Records with interface code:

********************

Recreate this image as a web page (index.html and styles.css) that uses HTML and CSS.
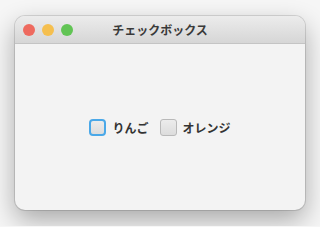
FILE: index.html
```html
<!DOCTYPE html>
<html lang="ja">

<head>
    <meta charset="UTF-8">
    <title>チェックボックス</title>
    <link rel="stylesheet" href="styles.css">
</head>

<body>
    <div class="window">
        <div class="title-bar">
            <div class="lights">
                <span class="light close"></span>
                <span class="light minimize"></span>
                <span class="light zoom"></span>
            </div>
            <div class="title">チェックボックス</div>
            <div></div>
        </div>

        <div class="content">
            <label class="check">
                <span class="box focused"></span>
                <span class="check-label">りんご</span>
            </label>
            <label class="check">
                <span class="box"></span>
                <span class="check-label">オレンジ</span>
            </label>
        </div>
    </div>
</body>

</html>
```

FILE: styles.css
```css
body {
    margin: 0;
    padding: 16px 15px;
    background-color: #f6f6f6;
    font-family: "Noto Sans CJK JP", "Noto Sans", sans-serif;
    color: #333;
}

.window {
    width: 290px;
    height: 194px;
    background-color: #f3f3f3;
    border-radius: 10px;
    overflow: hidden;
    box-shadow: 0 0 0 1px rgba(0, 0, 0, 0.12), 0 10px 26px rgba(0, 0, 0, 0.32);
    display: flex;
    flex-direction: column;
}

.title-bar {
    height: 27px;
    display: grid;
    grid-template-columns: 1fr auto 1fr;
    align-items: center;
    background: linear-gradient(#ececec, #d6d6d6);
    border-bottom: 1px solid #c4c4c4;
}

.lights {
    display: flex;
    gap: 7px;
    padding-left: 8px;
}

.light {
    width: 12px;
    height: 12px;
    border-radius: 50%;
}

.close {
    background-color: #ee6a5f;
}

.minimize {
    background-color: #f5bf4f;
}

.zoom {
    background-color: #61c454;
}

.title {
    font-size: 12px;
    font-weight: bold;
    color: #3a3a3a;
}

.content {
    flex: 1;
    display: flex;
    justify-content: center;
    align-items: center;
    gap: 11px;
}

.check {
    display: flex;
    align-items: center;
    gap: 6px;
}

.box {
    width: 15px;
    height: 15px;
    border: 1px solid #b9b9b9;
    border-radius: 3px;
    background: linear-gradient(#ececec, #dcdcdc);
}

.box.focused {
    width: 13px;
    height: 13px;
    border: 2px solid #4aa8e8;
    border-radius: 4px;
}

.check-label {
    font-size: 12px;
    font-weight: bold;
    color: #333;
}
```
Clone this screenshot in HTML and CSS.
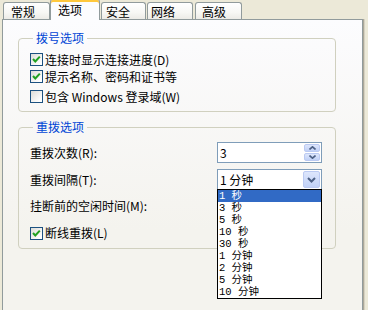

********************

WHAT THE TASK ASKS: In your copy, repeat each record exactly and include no pictures.

TASK ANSWER:
Recreate this image as a web page (index.html and styles.css) that uses HTML and CSS.
FILE: index.html
```html
<!DOCTYPE html>
<html lang="ja">

<head>
    <meta charset="UTF-8">
    <title>チェックボックス</title>
    <link rel="stylesheet" href="styles.css">
</head>

<body>
    <div class="window">
        <div class="title-bar">
            <div class="lights">
                <span class="light close"></span>
                <span class="light minimize"></span>
                <span class="light zoom"></span>
            </div>
            <div class="title">チェックボックス</div>
            <div></div>
        </div>

        <div class="content">
            <label class="check">
                <span class="box focused"></span>
                <span class="check-label">りんご</span>
            </label>
            <label class="check">
                <span class="box"></span>
                <span class="check-label">オレンジ</span>
            </label>
        </div>
    </div>
</body>

</html>
```

FILE: styles.css
```css
body {
    margin: 0;
    padding: 16px 15px;
    background-color: #f6f6f6;
    font-family: "Noto Sans CJK JP", "Noto Sans", sans-serif;
    color: #333;
}

.window {
    width: 290px;
    height: 194px;
    background-color: #f3f3f3;
    border-radius: 10px;
    overflow: hidden;
    box-shadow: 0 0 0 1px rgba(0, 0, 0, 0.12), 0 10px 26px rgba(0, 0, 0, 0.32);
    display: flex;
    flex-direction: column;
}

.title-bar {
    height: 27px;
    display: grid;
    grid-template-columns: 1fr auto 1fr;
    align-items: center;
    background: linear-gradient(#ececec, #d6d6d6);
    border-bottom: 1px solid #c4c4c4;
}

.lights {
    display: flex;
    gap: 7px;
    padding-left: 8px;
}

.light {
    width: 12px;
    height: 12px;
    border-radius: 50%;
}

.close {
    background-color: #ee6a5f;
}

.minimize {
    background-color: #f5bf4f;
}

.zoom {
    background-color: #61c454;
}

.title {
    font-size: 12px;
    font-weight: bold;
    color: #3a3a3a;
}

.content {
    flex: 1;
    display: flex;
    justify-content: center;
    align-items: center;
    gap: 11px;
}

.check {
    display: flex;
    align-items: center;
    gap: 6px;
}

.box {
    width: 15px;
    height: 15px;
    border: 1px solid #b9b9b9;
    border-radius: 3px;
    background: linear-gradient(#ececec, #dcdcdc);
}

.box.focused {
    width: 13px;
    height: 13px;
    border: 2px solid #4aa8e8;
    border-radius: 4px;
}

.check-label {
    font-size: 12px;
    font-weight: bold;
    color: #333;
}
```
Clone this screenshot in HTML and CSS.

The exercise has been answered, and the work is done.